## YOUR OBJECTIVE
Show every line containing "styles" by copying it.

## RECORDED DATA
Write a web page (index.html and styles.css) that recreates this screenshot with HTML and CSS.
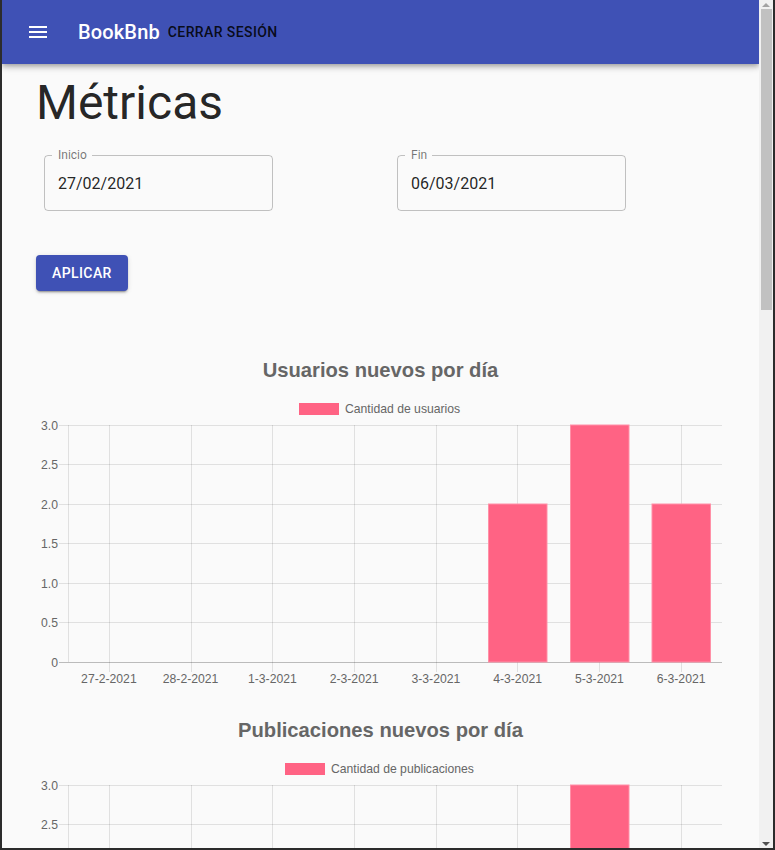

...

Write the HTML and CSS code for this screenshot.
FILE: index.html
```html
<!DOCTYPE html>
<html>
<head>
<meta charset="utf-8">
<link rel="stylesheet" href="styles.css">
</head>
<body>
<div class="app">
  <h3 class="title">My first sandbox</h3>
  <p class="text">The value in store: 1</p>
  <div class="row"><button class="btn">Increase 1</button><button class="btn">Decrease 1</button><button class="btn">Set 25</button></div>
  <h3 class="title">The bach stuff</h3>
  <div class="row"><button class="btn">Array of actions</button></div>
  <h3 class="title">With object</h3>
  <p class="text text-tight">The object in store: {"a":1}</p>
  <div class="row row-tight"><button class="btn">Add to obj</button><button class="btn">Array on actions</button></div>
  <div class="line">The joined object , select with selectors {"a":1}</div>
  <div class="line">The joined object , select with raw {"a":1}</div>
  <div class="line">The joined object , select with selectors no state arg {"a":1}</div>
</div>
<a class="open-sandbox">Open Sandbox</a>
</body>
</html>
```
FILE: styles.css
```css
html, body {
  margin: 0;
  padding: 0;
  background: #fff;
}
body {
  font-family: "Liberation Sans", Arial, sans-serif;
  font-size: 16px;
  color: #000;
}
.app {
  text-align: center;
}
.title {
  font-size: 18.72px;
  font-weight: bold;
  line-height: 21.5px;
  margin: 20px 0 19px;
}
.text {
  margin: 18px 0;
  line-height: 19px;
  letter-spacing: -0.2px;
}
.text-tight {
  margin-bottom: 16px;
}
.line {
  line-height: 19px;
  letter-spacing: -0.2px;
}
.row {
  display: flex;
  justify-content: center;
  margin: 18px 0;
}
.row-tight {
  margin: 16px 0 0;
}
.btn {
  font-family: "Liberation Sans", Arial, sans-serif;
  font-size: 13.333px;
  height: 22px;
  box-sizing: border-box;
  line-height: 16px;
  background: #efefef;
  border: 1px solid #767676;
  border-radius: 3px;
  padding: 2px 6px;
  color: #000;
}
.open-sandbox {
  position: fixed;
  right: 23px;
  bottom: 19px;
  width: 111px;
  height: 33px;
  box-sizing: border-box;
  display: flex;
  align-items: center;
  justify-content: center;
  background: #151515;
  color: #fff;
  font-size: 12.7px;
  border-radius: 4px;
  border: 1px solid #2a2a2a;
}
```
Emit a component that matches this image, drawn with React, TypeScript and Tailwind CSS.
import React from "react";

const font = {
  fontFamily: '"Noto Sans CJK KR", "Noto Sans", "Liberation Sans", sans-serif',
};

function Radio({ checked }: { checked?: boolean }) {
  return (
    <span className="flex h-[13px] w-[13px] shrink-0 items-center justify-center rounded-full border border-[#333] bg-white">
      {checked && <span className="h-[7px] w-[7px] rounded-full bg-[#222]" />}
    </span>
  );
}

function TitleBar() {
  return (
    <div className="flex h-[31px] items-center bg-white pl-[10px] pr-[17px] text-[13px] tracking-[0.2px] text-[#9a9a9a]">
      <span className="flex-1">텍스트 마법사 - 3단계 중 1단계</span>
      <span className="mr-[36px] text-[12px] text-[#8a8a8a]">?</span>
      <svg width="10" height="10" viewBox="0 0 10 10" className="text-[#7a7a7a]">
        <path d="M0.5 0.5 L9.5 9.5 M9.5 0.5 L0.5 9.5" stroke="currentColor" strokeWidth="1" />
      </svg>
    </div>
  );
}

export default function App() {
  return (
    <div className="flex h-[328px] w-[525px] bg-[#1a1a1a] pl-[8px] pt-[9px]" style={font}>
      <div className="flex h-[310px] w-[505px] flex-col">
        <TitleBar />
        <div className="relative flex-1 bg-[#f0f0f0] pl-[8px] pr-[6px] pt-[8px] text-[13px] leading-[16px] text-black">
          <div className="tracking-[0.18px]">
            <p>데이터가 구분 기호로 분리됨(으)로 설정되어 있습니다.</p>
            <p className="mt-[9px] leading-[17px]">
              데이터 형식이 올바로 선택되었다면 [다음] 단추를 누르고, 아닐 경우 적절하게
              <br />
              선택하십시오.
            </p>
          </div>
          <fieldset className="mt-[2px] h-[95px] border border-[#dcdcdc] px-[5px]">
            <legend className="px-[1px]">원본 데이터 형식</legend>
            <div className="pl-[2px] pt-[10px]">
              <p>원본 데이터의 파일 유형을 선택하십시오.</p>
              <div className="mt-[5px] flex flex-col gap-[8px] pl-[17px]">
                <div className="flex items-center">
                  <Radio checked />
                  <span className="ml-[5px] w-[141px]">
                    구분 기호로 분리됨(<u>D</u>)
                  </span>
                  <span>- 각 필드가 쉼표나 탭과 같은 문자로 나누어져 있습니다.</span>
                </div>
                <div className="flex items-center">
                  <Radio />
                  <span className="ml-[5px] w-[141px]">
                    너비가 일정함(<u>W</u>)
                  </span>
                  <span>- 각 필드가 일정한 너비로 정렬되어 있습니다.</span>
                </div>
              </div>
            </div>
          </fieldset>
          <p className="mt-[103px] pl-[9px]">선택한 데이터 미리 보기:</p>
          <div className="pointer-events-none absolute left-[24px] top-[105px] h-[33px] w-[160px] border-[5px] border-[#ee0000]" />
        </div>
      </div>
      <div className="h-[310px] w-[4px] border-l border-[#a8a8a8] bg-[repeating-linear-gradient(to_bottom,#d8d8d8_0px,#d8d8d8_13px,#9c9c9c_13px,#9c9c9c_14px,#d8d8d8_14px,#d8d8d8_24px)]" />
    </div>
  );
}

## FULL RESPONSE
Write a web page (index.html and styles.css) that recreates this screenshot with HTML and CSS.
<link rel="stylesheet" href="styles.css">
FILE: styles.css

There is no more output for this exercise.